The "Double-Bollinger" trading strategy can help forex traders find and validate trend-based opportunities in especially volatile market conditions, explains Kathy Lien.

Well, traders are always looking for a consistent strategy they can use in the markets, and our guest today is Kathy Lien. Kathy, what are some traits that good traders have in common, and what kind of strategies are they using these days?

There is quite a bit of volatility in the markets these days. So, you have one or two choices: 1) either stay ultra long term; or 2) stay ultra short term.

In terms of ultra long term, I’ve got a nice little strategy called the double-Bollinger strategy, which basically helps you profile the market and lets you know whether we’re in an uptrend, downtrend, or in a range.

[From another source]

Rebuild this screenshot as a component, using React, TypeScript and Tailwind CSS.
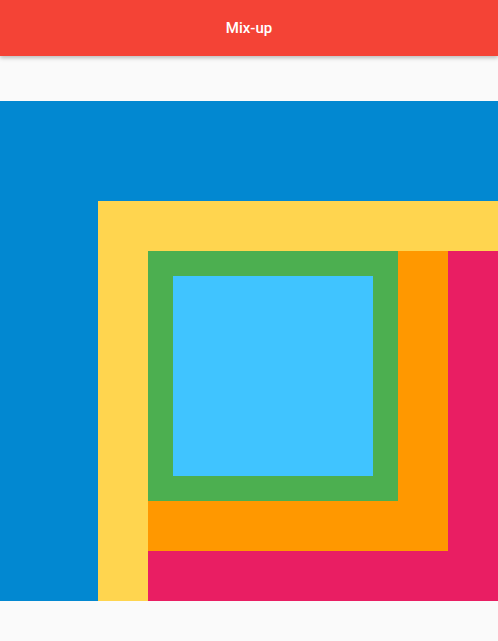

Typically, when we’re in highly volatile market environments, that’s still just volatility on an intraday basis. For the most part, in some currency pairs these days, we’re still seeing nice trends, and the Bollinger bands help you identify whether we’re in a trend. If we are, it’s still better to look for opportunities to join that trend then to fade it.

The other option is to go ultra short term where you’re not staying in a position more than a couple of hours because you don’t necessarily want to be subject to any volatility that’s happening while you’re sleeping or when you’re just away from the trading screen.

So you basically have one of two choices, and I think that’s the way you need to approach it when the markets are volatile.

I know about Bollinger bands and the two bands that go around, but what is a double-Bollinger band?

The double-Bollinger band is a strategy I write about in the The Little Book of Currency Trading. In addition to the standard Bollinger bands, whose settings are 20 periods and two standard deviations, we’ve added on the 20 period, one standard deviation, so it creates for you four bands, or zones.

The two bands on the top are known as the uptrend zone; the two bands on the bottom are known as the downtrend zone. So if the currency pair has a very strong uptrend, usually it will remain in the one-two band on the upside. If it’s in a downtrend and the downtrend is strong, it will be in the one-two band on the downside.

When it comes out of that, however, and when it goes from the downtrend into the range-trading zone—the middle space—that’s when you know that the trend is breaking. It’s exhausting, and you’re going to have a more significant turn.

Is there a specific currency pair that you like to use this on, or will it work across all of them?

I like to use them on almost all of the currency pairs except for the ones that are extremely range-bound, because sometimes you have a nice tight range where the Bollinger bands are useless.

EUR/CHF for the past couple of months has been stuck in a range after the Swiss National Bank pretty much pegged it above 1.20, so there is no action there and you shouldn’t use it.

Usually the ones that are more trending and where the bands are wider, that’s where you have the better opportunities using Bollinger bands.